## start DATA LINES

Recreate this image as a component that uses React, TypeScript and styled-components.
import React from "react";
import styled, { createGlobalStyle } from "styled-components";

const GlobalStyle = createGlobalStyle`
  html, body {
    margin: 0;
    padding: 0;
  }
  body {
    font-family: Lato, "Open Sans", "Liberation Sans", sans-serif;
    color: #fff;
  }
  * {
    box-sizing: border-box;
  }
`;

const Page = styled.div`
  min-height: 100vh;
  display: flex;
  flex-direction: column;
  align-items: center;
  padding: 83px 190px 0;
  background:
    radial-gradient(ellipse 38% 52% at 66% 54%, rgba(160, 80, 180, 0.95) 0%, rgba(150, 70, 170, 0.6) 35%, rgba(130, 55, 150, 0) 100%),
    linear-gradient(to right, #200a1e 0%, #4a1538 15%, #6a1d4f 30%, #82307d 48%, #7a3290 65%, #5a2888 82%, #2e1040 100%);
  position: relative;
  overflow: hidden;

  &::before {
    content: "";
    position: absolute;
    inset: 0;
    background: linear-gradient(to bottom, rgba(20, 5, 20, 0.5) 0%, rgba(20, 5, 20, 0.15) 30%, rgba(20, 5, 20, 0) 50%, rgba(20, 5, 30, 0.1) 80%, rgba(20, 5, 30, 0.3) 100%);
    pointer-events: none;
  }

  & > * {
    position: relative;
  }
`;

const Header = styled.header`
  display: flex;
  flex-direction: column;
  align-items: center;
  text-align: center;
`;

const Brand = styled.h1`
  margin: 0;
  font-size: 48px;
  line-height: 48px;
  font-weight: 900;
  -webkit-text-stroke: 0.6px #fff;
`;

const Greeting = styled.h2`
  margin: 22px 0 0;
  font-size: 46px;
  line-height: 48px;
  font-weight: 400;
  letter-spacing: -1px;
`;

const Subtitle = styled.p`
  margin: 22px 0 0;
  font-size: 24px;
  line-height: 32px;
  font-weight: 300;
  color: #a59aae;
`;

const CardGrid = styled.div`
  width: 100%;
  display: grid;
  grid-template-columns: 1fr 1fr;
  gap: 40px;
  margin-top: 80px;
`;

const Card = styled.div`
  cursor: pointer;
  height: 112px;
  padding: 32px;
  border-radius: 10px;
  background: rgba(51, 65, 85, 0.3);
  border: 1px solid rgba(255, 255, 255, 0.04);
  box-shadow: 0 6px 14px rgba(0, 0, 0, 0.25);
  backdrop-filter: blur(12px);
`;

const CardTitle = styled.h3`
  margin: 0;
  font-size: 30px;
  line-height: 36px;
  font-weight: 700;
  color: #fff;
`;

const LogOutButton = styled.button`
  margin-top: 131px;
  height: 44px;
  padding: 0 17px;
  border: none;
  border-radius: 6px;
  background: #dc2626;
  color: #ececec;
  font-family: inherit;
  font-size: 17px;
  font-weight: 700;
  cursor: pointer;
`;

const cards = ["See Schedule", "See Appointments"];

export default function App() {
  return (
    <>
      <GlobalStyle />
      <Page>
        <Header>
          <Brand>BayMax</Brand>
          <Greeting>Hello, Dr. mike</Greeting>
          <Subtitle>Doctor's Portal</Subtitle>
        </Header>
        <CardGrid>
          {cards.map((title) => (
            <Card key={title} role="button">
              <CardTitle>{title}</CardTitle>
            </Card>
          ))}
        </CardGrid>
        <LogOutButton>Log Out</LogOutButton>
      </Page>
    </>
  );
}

## end DATA LINES

• _TASK STATEMENT_:
Print the whole listing exactly as it is.

• _ANSWER FOR THE TASK_:
Recreate this image as a component that uses React, TypeScript and styled-components.
import React from "react";
import styled, { createGlobalStyle } from "styled-components";

const GlobalStyle = createGlobalStyle`
  html, body {
    margin: 0;
    padding: 0;
  }
  body {
    font-family: Lato, "Open Sans", "Liberation Sans", sans-serif;
    color: #fff;
  }
  * {
    box-sizing: border-box;
  }
`;

const Page = styled.div`
  min-height: 100vh;
  display: flex;
  flex-direction: column;
  align-items: center;
  padding: 83px 190px 0;
  background:
    radial-gradient(ellipse 38% 52% at 66% 54%, rgba(160, 80, 180, 0.95) 0%, rgba(150, 70, 170, 0.6) 35%, rgba(130, 55, 150, 0) 100%),
    linear-gradient(to right, #200a1e 0%, #4a1538 15%, #6a1d4f 30%, #82307d 48%, #7a3290 65%, #5a2888 82%, #2e1040 100%);
  position: relative;
  overflow: hidden;

  &::before {
    content: "";
    position: absolute;
    inset: 0;
    background: linear-gradient(to bottom, rgba(20, 5, 20, 0.5) 0%, rgba(20, 5, 20, 0.15) 30%, rgba(20, 5, 20, 0) 50%, rgba(20, 5, 30, 0.1) 80%, rgba(20, 5, 30, 0.3) 100%);
    pointer-events: none;
  }

  & > * {
    position: relative;
  }
`;

const Header = styled.header`
  display: flex;
  flex-direction: column;
  align-items: center;
  text-align: center;
`;

const Brand = styled.h1`
  margin: 0;
  font-size: 48px;
  line-height: 48px;
  font-weight: 900;
  -webkit-text-stroke: 0.6px #fff;
`;

const Greeting = styled.h2`
  margin: 22px 0 0;
  font-size: 46px;
  line-height: 48px;
  font-weight: 400;
  letter-spacing: -1px;
`;

const Subtitle = styled.p`
  margin: 22px 0 0;
  font-size: 24px;
  line-height: 32px;
  font-weight: 300;
  color: #a59aae;
`;

const CardGrid = styled.div`
  width: 100%;
  display: grid;
  grid-template-columns: 1fr 1fr;
  gap: 40px;
  margin-top: 80px;
`;

const Card = styled.div`
  cursor: pointer;
  height: 112px;
  padding: 32px;
  border-radius: 10px;
  background: rgba(51, 65, 85, 0.3);
  border: 1px solid rgba(255, 255, 255, 0.04);
  box-shadow: 0 6px 14px rgba(0, 0, 0, 0.25);
  backdrop-filter: blur(12px);
`;

const CardTitle = styled.h3`
  margin: 0;
  font-size: 30px;
  line-height: 36px;
  font-weight: 700;
  color: #fff;
`;

const LogOutButton = styled.button`
  margin-top: 131px;
  height: 44px;
  padding: 0 17px;
  border: none;
  border-radius: 6px;
  background: #dc2626;
  color: #ececec;
  font-family: inherit;
  font-size: 17px;
  font-weight: 700;
  cursor: pointer;
`;

const cards = ["See Schedule", "See Appointments"];

export default function App() {
  return (
    <>
      <GlobalStyle />
      <Page>
        <Header>
          <Brand>BayMax</Brand>
          <Greeting>Hello, Dr. mike</Greeting>
          <Subtitle>Doctor's Portal</Subtitle>
        </Header>
        <CardGrid>
          {cards.map((title) => (
            <Card key={title} role="button">
              <CardTitle>{title}</CardTitle>
            </Card>
          ))}
        </CardGrid>
        <LogOutButton>Log Out</LogOutButton>
      </Page>
    </>
  );
}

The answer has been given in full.